Frazier’s ruling was centered on the fact that WSU’s student conduct board destroyed original questions to witnesses that Barber had submitted to the board. Barber and his attorney, Steve Graham, say the conduct board asked paraphrased versions of those questions.
“We were able to raise these technical arguments, but it’s really more than that,” Graham said. “The school is held to a high standard, just like they hold their athletes. They’ve got to follow their rules and the judge concluded that they did not.”
Frazier said that his review was limited to determining whether an agency, in this case WSU, had made an error of law. Frazier said the information presented in his court on Wednesday led to two differing stories, but that ultimately the question came down to whether Barber committed an assault or acted in self-defense.
Frazier, however, said he is bound by the student conduct board’s findings whether or not he agrees with them.
After the hearing, Barber posted a statement on his Instagram account that said, in part, “First of all I like to thank Heavenly Father for his blessing and guidance over me… My emotions are high and I am grateful. God bless, Go Cougs and alofa tele atu ia outou uma.”
Ultimately, Frazier ruled in Barber’s favor because WSU had made record-keeping errors in destroying evidence of questions submitted by Barber to be asked of witnesses and allegedly paraphrasing those questions.

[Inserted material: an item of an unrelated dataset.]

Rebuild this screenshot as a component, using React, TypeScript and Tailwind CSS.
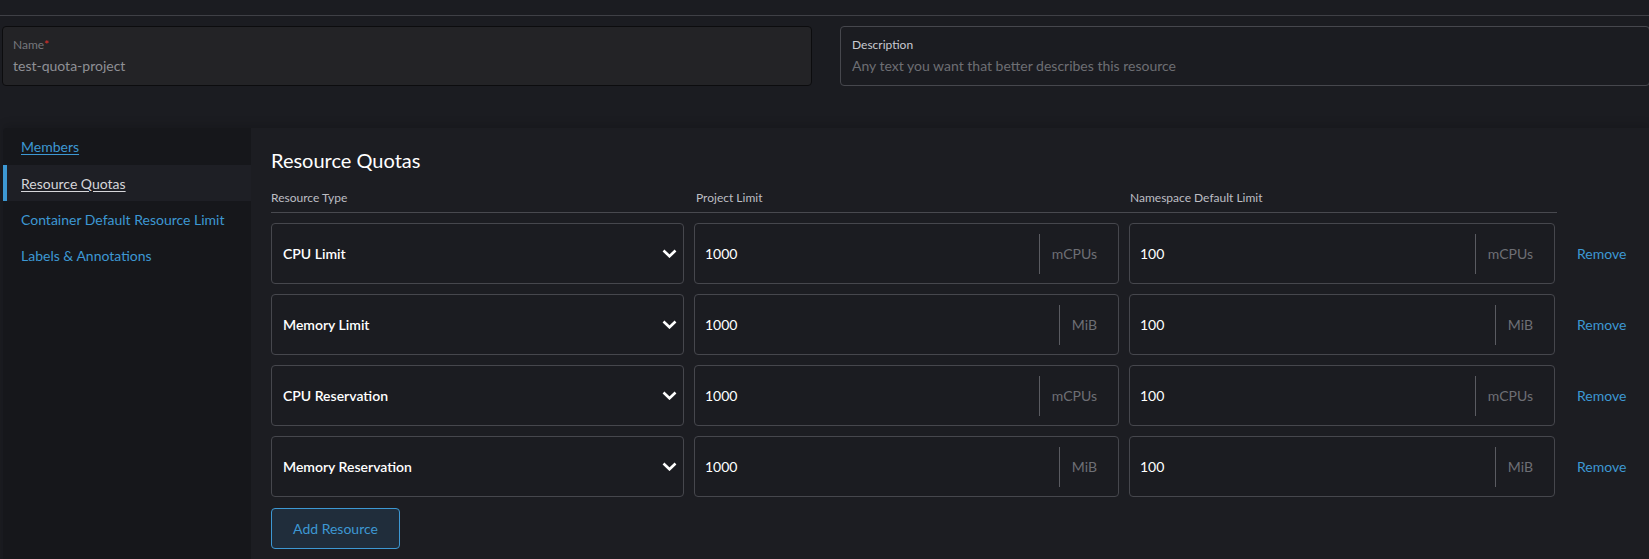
import { Fragment } from "react";

const rows = [
  { type: "CPU Limit", limit: "1000", ns: "100", unit: "mCPUs" },
  { type: "Memory Limit", limit: "1000", ns: "100", unit: "MiB" },
  { type: "CPU Reservation", limit: "1000", ns: "100", unit: "mCPUs" },
  { type: "Memory Reservation", limit: "1000", ns: "100", unit: "MiB" },
];

const tabs = [
  { label: "Members", active: false, underline: true },
  { label: "Resource Quotas", active: true, underline: true },
  { label: "Container Default Resource Limit", active: false, underline: false },
  { label: "Labels & Annotations", active: false, underline: false },
];

function Chevron() {
  return (
    <svg width="15" height="9" viewBox="0 0 15 9" fill="none">
      <path d="M1.5 1.5 L7.5 7.3 L13.5 1.5" stroke="#ffffff" strokeWidth="2.6" strokeLinejoin="miter" />
    </svg>
  );
}

function UnitInput({ value, unit }: { value: string; unit: string }) {
  return (
    <div className="flex h-[61px] items-center rounded-[4px] border border-[#46474d] bg-[#1b1c21]">
      <span className="flex-1 pl-[10px] text-[14px] text-white">{value}</span>
      <div className="my-[10px] flex h-[40px] items-center border-l border-[#5a5b61] pl-3 pr-[21px] text-[14px] text-[#6e6f75]">
        {unit}
      </div>
    </div>
  );
}

export default function App() {
  return (
    <div className="h-[559px] w-full overflow-hidden bg-[#1b1c21] font-['Lato',sans-serif]">
      <div className="h-[16px] border-b border-[#3f4046]" />

      {/* Name / Description */}
      <div className="mt-[10px] grid w-[1652px] grid-cols-[810px_810px] gap-[28px] pl-[2px]">
        <div className="flex h-[60px] flex-col justify-center rounded-[4px] border border-[#0c0c0e] bg-[#232326] px-[10px]">
          <div className="text-[12px] leading-[16px] text-[#76777c]">
            Name<span className="text-[#e0302a]">*</span>
          </div>
          <div className="mt-[4px] text-[14px] leading-[18px] text-[#8f9095]">test-quota-project</div>
        </div>
        <div className="flex h-[60px] flex-col justify-center rounded-[4px] border border-[#46474d] px-[11px]">
          <div className="text-[12px] leading-[16px] text-[#c9cad2]">Description</div>
          <div className="mt-[4px] text-[14px] leading-[18px] text-[#6d6e73]">
            Any text you want that better describes this resource
          </div>
        </div>
      </div>

      {/* Tabs */}
      <div className="ml-[3px] mt-[42px] flex h-[440px] overflow-hidden rounded-tl-[4px] shadow-[0_-4px_8px_rgba(0,0,0,0.12)]">
        <div className="w-[248px] shrink-0 bg-[#16171b]">
          {tabs.map((t, i) => (
            <div
              key={t.label}
              className={
                t.active
                  ? "flex h-[36px] items-center border-l-4 border-[#3d98d3] bg-[#1e1f25] pl-[14px]"
                  : i === 0
                    ? "flex h-[37px] items-center pl-[18px]"
                    : "flex h-[36px] items-center pl-[18px]"
              }
            >
              <span
                className={
                  (t.active ? "text-[#d6d6da] " : "text-[#3d98d3] ") +
                  (t.underline ? "underline underline-offset-2 " : "") +
                  "text-[14px]"
                }
              >
                {t.label}
              </span>
            </div>
          ))}
        </div>

        <div className="flex-1 bg-[#1c1d22] pl-5 pr-5 pt-[20px]">
          <h2 className="text-[20px] leading-6 text-white">Resource Quotas</h2>

          <div className="mt-[18px] grid w-[1286px] grid-cols-[413px_425px_426px] gap-x-[10px] border-b border-[#48494f] pb-[6px] text-[12px] leading-4 text-[#bdbec4]">
            <div>Resource Type</div>
            <div className="pl-[2px]">Project Limit</div>
            <div className="pl-[1px]">Namespace Default Limit</div>
          </div>

          <div className="mt-[10px] grid grid-cols-[413px_425px_426px_1fr] gap-x-[10px] gap-y-[10px]">
            {rows.map((r) => (
              <Fragment key={r.type}>
                <div className="flex h-[61px] items-center justify-between rounded-[4px] border border-[#46474d] bg-[#1b1c21] pl-[11px] pr-[6px]">
                  <span className="text-[14px] font-semibold text-white">{r.type}</span>
                  <Chevron />
                </div>
                <UnitInput value={r.limit} unit={r.unit} />
                <UnitInput value={r.ns} unit={r.unit} />
                <div className="flex items-center pl-[12px]">
                  <span className="text-[14px] text-[#3d98d3]">Remove</span>
                </div>
              </Fragment>
            ))}
          </div>

          <button className="mt-[11px] h-[41px] w-[129px] rounded-[4px] border border-[#3d98d3] bg-[#202d3b] text-[14px] text-[#3d98d3]">
            Add Resource
          </button>
        </div>
      </div>
    </div>
  );
}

Graham argued that Barber should be allowed to play football because it would cause him irreparable harm to not do so, and that Barber’s petition to have his full case reviewed in court would prevail if it were to be heard. The lawyer also claimed there were inconsistencies and procedural errors in WSU’s student conduct processes and in the school’s assertion that allowing Barber to remain on campus would be dangerous to other students.
Graham noted that the school had the power to immediately remove Barber from the university community if he was a danger to students, and that even now the school is not preventing Barber from being on campus.
Danielle Hess, the chief of the WSU division of the state attorney general’s office, made the school’s case. Hess argued that Barber did not raise an issue about the student conduct board failing to ask certain questions during the appeals process, depriving the university the chance to respond.
The school’s case rested largely on the fact Barber admitted to punching the original complainant a second time after an initial punch knocked him to the ground, and that Barber could not have felt threatened once the complainant had been knocked over.
But Barber’s attorney said, “He’s a better person than the opposing counsel kind of led on. I think he’s been the victim of some exaggerations by the people who are kind of trying to tear him down a bit.”
Hess disputed that board members showed racial bias by saying Barber should be put in a “holding cell,” reading the transcript of a conversation in which board members had a confused conversation about holding Barber in a room while various parties came in and out so that Barber, the complainant and witnesses would not have to interact.
Graham disputed the innocent nature of the conversation, and asked the court to listen to a recording rather than just read the transcript.
Hess also argued that the questions Barber provided the student conduct board during the initial process were asked, and that follow-up questions show that the conduct board was interested and engaged.
Although Barber did have an adviser in football operations director Antonio Huffman, his advocates argue that Barber, who is from American Samoa, faced language and cultural barriers that made it difficult for him to understand the proceedings as they unfolded.
Hess also referenced a previous incident in which Barber repeatedly threatened an off-duty police officer. Finally, Hess argued that because the school is allowing Barber to graduate on time, he has not been caused irreparable harm.
Jack Thompson, a former quarterback at WSU and mentor to many players, showed up to support Barber, as did State Sen. Michael Baumgartner, who has publicly railed against the university’s student conduct processes and offered Barber a job in his office that would make him a liaison to school administrators.
After the hearing, Baumgartner issued a statement on Twitter. Over a series of tweets, he said, “The clear public interest to the people of WA is to have students back in class and to let criminal justice system run its course. Last year the legislature took steps to limit expulsions/suspension in K12 due to impact on students of color and social costs to public. Higher Ed should follow suit and only suspend in extreme circumstance to best steward the enormous public tax investment the people make.”
In order to show the court that irreparable harm is caused by not allowing Barber to play football, Thompson also submitted a declaration to the court stating that Barber had begun to attract NFL attention and that in his opinion – Thompson played in the NFL from 1979 through 1984 – Barber can play football professionally.
Furthermore, Thompson stated that every game he misses directly impacts the likelihood of him playing football professionally.
After the ruling, Barber spent about half an hour thanking his friends and family, about 20 of whom showed up to support him during the hearing. Then, he got in Thompson’s car and drove to WSU’s football offices to tell coach Mike Leach his starting nose tackle is back.